FCC commissioner's tweet rebukes T-Mobile for its Trump International Hotel stays

FCC commissioner's tweet rebukes T-Mobile for its Trump International Hotel stays
Just yesterday, we told you that T-Mobile executives might have decided to improve the odds of getting approval from the FCC for its $26.5 billion merger with Sprint, by staying at the Trump International Hotel in Washington D.C. following the announcement of the merger last April. Considering that Trump crony Ajit Pai is the commissioner of the agency, and was appointed to that position by the president in January 2017, this line of thinking by the carrier shouldn't be surprising.

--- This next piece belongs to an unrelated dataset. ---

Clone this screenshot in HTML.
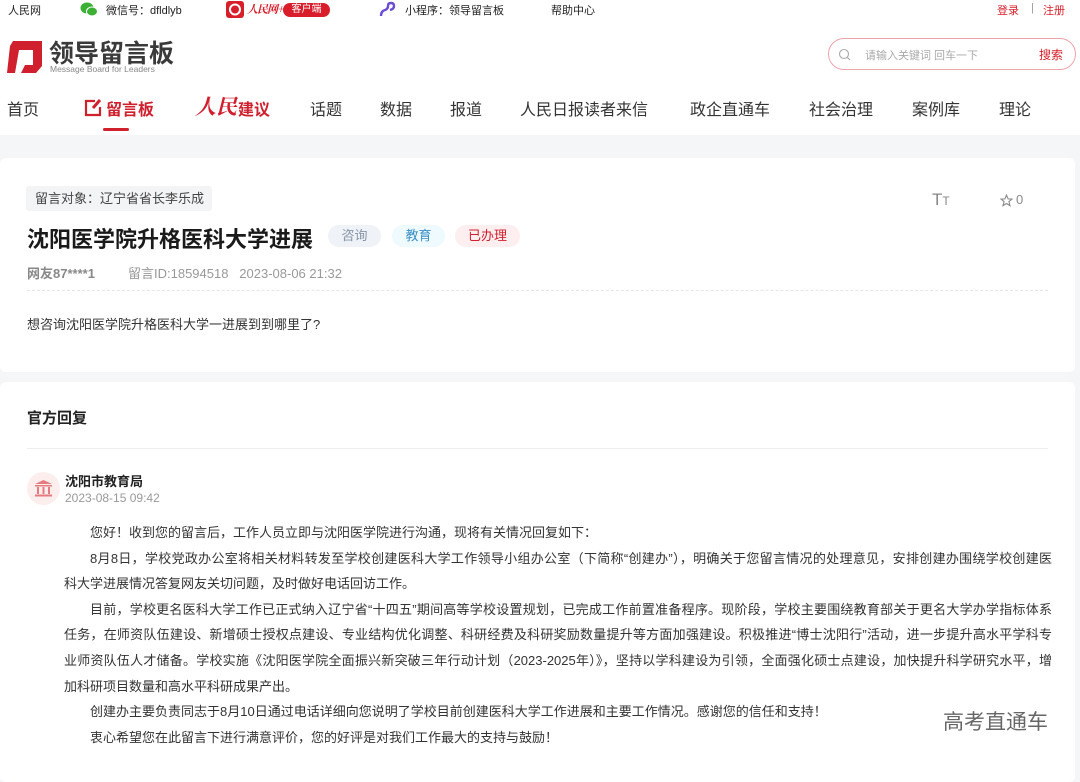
<!DOCTYPE html>
<html><head><meta charset="utf-8"><style>
*{margin:0;padding:0;box-sizing:border-box}
body{width:1080px;height:760px;overflow:hidden;background:#f5f6f8;font-family:"Liberation Sans","Noto Sans CJK SC",sans-serif;color:#333;position:relative}
.a{position:absolute;white-space:nowrap}
.hdr{position:absolute;left:0;top:0;width:1080px;height:135px;background:#fff}
.card{position:absolute;left:0;width:1075px;background:#fff;border-radius:6px}
.nav{font-size:16px;color:#333;top:96px}
.pill{position:absolute;top:225px;height:22px;border-radius:11px;font-size:13px;line-height:22px;text-align:center}
.p{position:absolute;left:64px;width:988px;font-size:13px;line-height:25.6px;white-space:nowrap;color:#333}
.p div{height:25.6px}
.j{text-align:justify;text-align-last:justify}
.i{padding-left:26px}
</style></head><body>
<div class="hdr"></div>
<div class="a" style="left:8px;top:2px;font-size:11px;color:#222">人民网</div>
<svg class="a" style="left:80px;top:2px" width="18" height="15" viewBox="0 0 18 15"><ellipse cx="7" cy="6" rx="6.5" ry="5.5" fill="#3cb034"/><ellipse cx="12" cy="9.5" rx="5.5" ry="4.5" fill="#3cb034" stroke="#fff" stroke-width="1"/></svg>
<div class="a" style="left:106px;top:2px;font-size:11px;color:#222">微信号：dfldlyb</div>
<svg class="a" style="left:226px;top:1px" width="18" height="17"><rect width="18" height="17" rx="3" fill="#d81e2a"/><circle cx="9" cy="8.5" r="5" fill="none" stroke="#fff" stroke-width="2"/></svg>
<div class="a" style="left:247px;top:1px;font-size:11px;color:#d81e2a;font-style:italic;font-family:'Noto Serif CJK SC',serif;font-weight:bold;letter-spacing:-1px">人民网+</div>
<div class="a" style="left:283px;top:3px;width:47px;height:14px;border-radius:7px;background:#d81e2a;color:#fff;font-size:10px;line-height:14px;text-align:center">客户端</div>
<svg class="a" style="left:378px;top:1px" width="18" height="17"><path d="M3 15 Q3 10 7 9 Q10 8 10 5 Q10 2 13 2 Q16 2 16 5 Q16 8 12 9" fill="none" stroke="#6b4bd8" stroke-width="2.4"/></svg>
<div class="a" style="left:405px;top:2px;font-size:11px;color:#222">小程序：领导留言板</div>
<div class="a" style="left:551px;top:2px;font-size:11px;color:#222">帮助中心</div>
<div class="a" style="left:997px;top:2px;font-size:11px;color:#d81e2a">登录</div>
<div class="a" style="left:1031px;top:2px;font-size:11px;color:#999">|</div>
<div class="a" style="left:1043px;top:2px;font-size:11px;color:#d81e2a">注册</div>
<svg class="a" style="left:7px;top:38px" width="36" height="35" viewBox="0 0 36 35"><path d="M6 3 L35 3 L35 28 L29 35 L14 35 L18 27 L26 27 L26 12 L12 12 L8 35 L0 35 L3 8 Z" fill="#d0202e"/></svg>
<div class="a" style="left:49px;top:34px;font-size:25px;font-weight:bold;color:#3a3a3a">领导留言板</div>
<div class="a" style="left:50px;top:64px;font-size:8.5px;color:#888">Message Board for Leaders</div>
<div class="a" style="left:828px;top:38px;width:248px;height:32px;border:1px solid #eea3ac;border-radius:16px"></div>
<svg class="a" style="left:838px;top:48px" width="13" height="13"><circle cx="6" cy="6" r="4.5" fill="none" stroke="#aaa" stroke-width="1.1"/><path d="M9.5 9.5 L12 12" stroke="#aaa" stroke-width="1.1"/></svg>
<div class="a" style="left:865px;top:47px;font-size:11px;color:#aaa">请输入关键词 回车一下</div>
<div class="a" style="left:1039px;top:46px;font-size:12px;color:#d81e2a">搜索</div>
<div class="a nav" style="left:7px">首页</div>
<svg class="a" style="left:84px;top:99px" width="19" height="18"><path d="M11 2 H2 V16 H16 V8" fill="none" stroke="#d0202e" stroke-width="2.2"/><path d="M16 1 L9 9" stroke="#d0202e" stroke-width="3"/></svg>
<div class="a nav" style="left:106px;color:#d0202e;font-weight:bold">留言板</div>
<div class="a" style="left:103px;top:128px;width:26px;height:3px;background:#d0202e;border-radius:2px"></div>
<div class="a" style="left:195px;top:91px;font-size:21px;color:#d0202e;font-style:italic;font-family:'Noto Serif CJK SC',serif;font-weight:bold">人民</div>
<div class="a nav" style="left:238px;color:#d0202e;font-weight:bold">建议</div>
<div class="a nav" style="left:310px">话题</div>
<div class="a nav" style="left:380px">数据</div>
<div class="a nav" style="left:450px">报道</div>
<div class="a nav" style="left:520px">人民日报读者来信</div>
<div class="a nav" style="left:690px">政企直通车</div>
<div class="a nav" style="left:809px">社会治理</div>
<div class="a nav" style="left:912px">案例库</div>
<div class="a nav" style="left:999px">理论</div>
<div class="card" style="top:158px;height:214px"></div>
<div class="a" style="left:26px;top:186px;width:186px;height:25px;background:#f3f4f6;border-radius:3px;font-size:13px;line-height:25px;padding-left:9px;color:#444">留言对象：辽宁省省长李乐成</div>
<div class="a" style="left:27px;top:222px;font-size:22px;font-weight:bold;color:#1a1a1a">沈阳医学院升格医科大学进展</div>
<div class="pill" style="left:328px;width:53px;background:#eff2f6;color:#8895a8">咨询</div>
<div class="pill" style="left:392px;width:53px;background:#eefafd;color:#3a8fc8">教育</div>
<div class="pill" style="left:455px;width:65px;background:#fdeef0;color:#d0202e">已办理</div>
<div class="a" style="left:27px;top:263px;font-size:13px;color:#888;font-weight:bold">网友87****1</div>
<div class="a" style="left:128px;top:263px;font-size:13px;color:#999">留言ID:18594518&nbsp;&nbsp;&nbsp;2023-08-06 21:32</div>
<div class="a" style="left:27px;top:290px;width:1021px;border-top:1px dashed #e6e6e6"></div>
<div class="a" style="left:27px;top:314px;font-size:13px;color:#333">想咨询沈阳医学院升格医科大学一进展到到哪里了?</div>
<div class="a" style="left:932px;top:190px;font-size:17px;color:#888">T<span style="font-size:12px">T</span></div>
<svg class="a" style="left:1000px;top:194px" width="13" height="13" viewBox="0 0 24 24"><path d="M12 2 L15 9 L22 9.5 L16.5 14 L18.5 21.5 L12 17.5 L5.5 21.5 L7.5 14 L2 9.5 L9 9 Z" fill="none" stroke="#888" stroke-width="2"/></svg>
<div class="a" style="left:1016px;top:192px;font-size:13px;color:#888">0</div>
<div class="card" style="top:382px;height:400px"></div>
<div class="a" style="left:27px;top:407px;font-size:15px;font-weight:bold;color:#222">官方回复</div>
<div class="a" style="left:27px;top:448px;width:1021px;height:1px;background:#eee"></div>
<div class="a" style="left:27px;top:472px;width:33px;height:33px;border-radius:50%;background:#fdeeee"></div>
<svg class="a" style="left:34px;top:479px" width="19" height="18" viewBox="0 0 19 18"><path d="M1 5 L9.5 1 L18 5 Z" fill="#e57a80"/><rect x="1" y="6" width="17" height="1.5" fill="#e57a80"/><rect x="3" y="8" width="2" height="7" fill="#e57a80"/><rect x="8.5" y="8" width="2" height="7" fill="#e57a80"/><rect x="14" y="8" width="2" height="7" fill="#e57a80"/><rect x="1" y="15.5" width="17" height="2" fill="#e57a80"/></svg>
<div class="a" style="left:65px;top:471px;font-size:13px;font-weight:bold;color:#222">沈阳市教育局</div>
<div class="a" style="left:65px;top:491px;font-size:12px;color:#999">2023-08-15 09:42</div>
<div class="p" style="top:520px">
<div class="i">您好！收到您的留言后，工作人员立即与沈阳医学院进行沟通，现将有关情况回复如下：</div>
<div class="i j">8月8日，学校党政办公室将相关材料转发至学校创建医科大学工作领导小组办公室（下简称“创建办”），明确关于您留言情况的处理意见，安排创建办围绕学校创建医</div>
<div>科大学进展情况答复网友关切问题，及时做好电话回访工作。</div>
<div class="i j">目前，学校更名医科大学工作已正式纳入辽宁省“十四五”期间高等学校设置规划，已完成工作前置准备程序。现阶段，学校主要围绕教育部关于更名大学办学指标体系</div>
<div class="j">任务，在师资队伍建设、新增硕士授权点建设、专业结构优化调整、科研经费及科研奖励数量提升等方面加强建设。积极推进“博士沈阳行”活动，进一步提升高水平学科专</div>
<div class="j">业师资队伍人才储备。学校实施《沈阳医学院全面振兴新突破三年行动计划（2023-2025年）》，坚持以学科建设为引领，全面强化硕士点建设，加快提升科学研究水平，增</div>
<div>加科研项目数量和高水平科研成果产出。</div>
<div class="i">创建办主要负责同志于8月10日通过电话详细向您说明了学校目前创建医科大学工作进展和主要工作情况。感谢您的信任和支持！</div>
<div class="i">衷心希望您在此留言下进行满意评价，您的好评是对我们工作最大的支持与鼓励！</div>
</div>
<div class="a" style="left:943px;top:706px;font-size:21px;color:#666">高考直通车</div>
</body></html>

However, the lone Democrat on the FCC thinks that T-Mobile's decision to stay at the hotel, which the president still personally profits from (violating the Constitution's emoluments clause and instigating a lawsuit against Trump), is not a good look for the carrier. Jessica Rosenworcel (@JRosenworcel) disseminated a tweet today that includes the Washington Post's story on T-Mobile's hotel stay with the comment "This does not look good." But Rosenworcel has been a lone voice at times at the FCC, and the agency is currently made up of three Republican commissioners and the one Democrat. Right now, with the federal government shutdown, the FCC has halted its review of the merger.

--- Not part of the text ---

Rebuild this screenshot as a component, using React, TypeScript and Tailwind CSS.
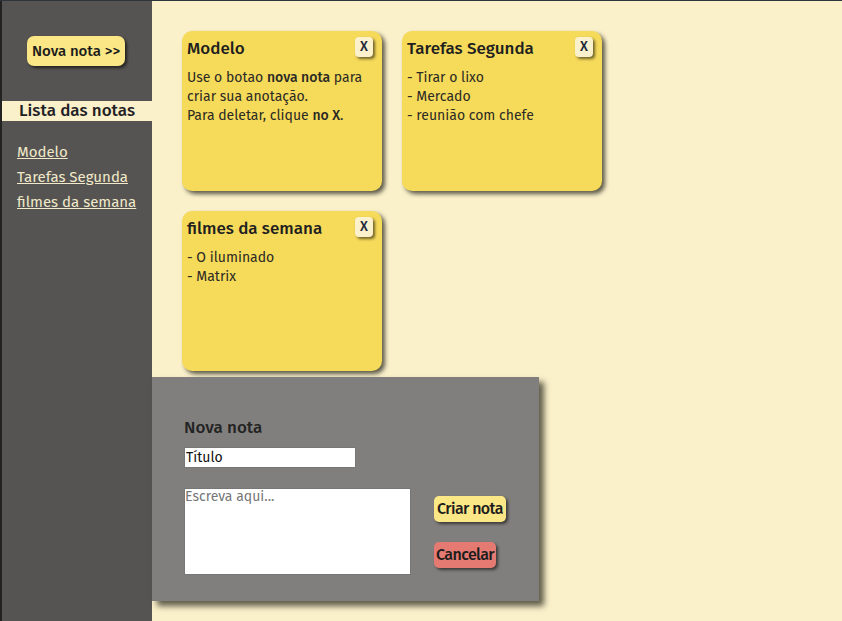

According to the Post, T-Mobile CEO John Legere stayed at the hotel four times in the first seven weeks following the merger's announcement last April. T-Mobile's COO, CFO and CTO have all spent some time at the hotel with one executive having made 10 visits. Legere has denied that T-Mobile executives stayed in Trump's hotel as a way to get FCC approval for the proposed merger with Sprint.

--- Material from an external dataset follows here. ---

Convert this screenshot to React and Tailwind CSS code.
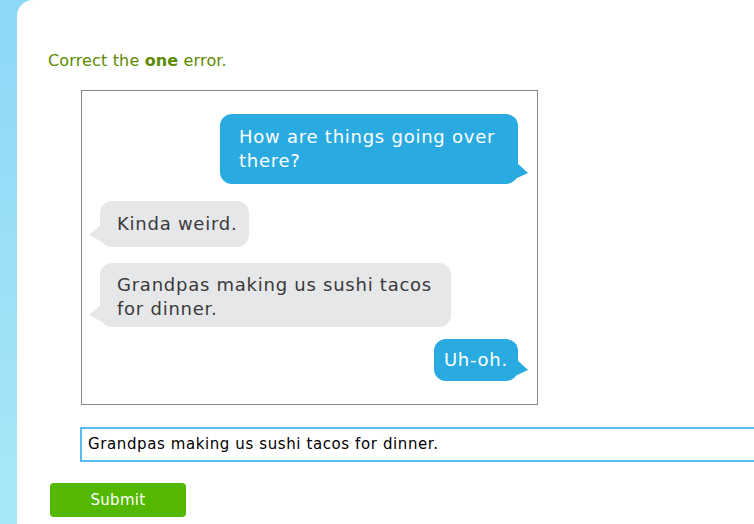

While Legere now apparently wants to get on Trump's good side, back in 2015 the pair engaged in a fight that took place on Twitter (of course). Legere, bothered by a drummer outside of a Trump Hotel in New York City, called the front desk to have the guy removed, which he was. Legere then praised the hotel's customer service. For some reason, Trump replied by insulting T-Mobile's wireless service and said that he didn't want the carrier operating in his buildings. Legere decided to pack up and check out of the hotel leading Trump to brag in a tweet that "T-Mobile service sucks and it took a Trump to call him (Legere) out." And in a great example of pot meet kettle, the future president threw in a few insults about Legere's "rock star" hair style.

Considering that Ajit Pai appears to do the president's bidding (see net neutrality, repeal of), T-Mobile may take it on the chin from some for seemingly trying to kowtow to Trump, but putting money in the president's pockets will probably pay off for John Legere even if he denies it was a conscious strategy.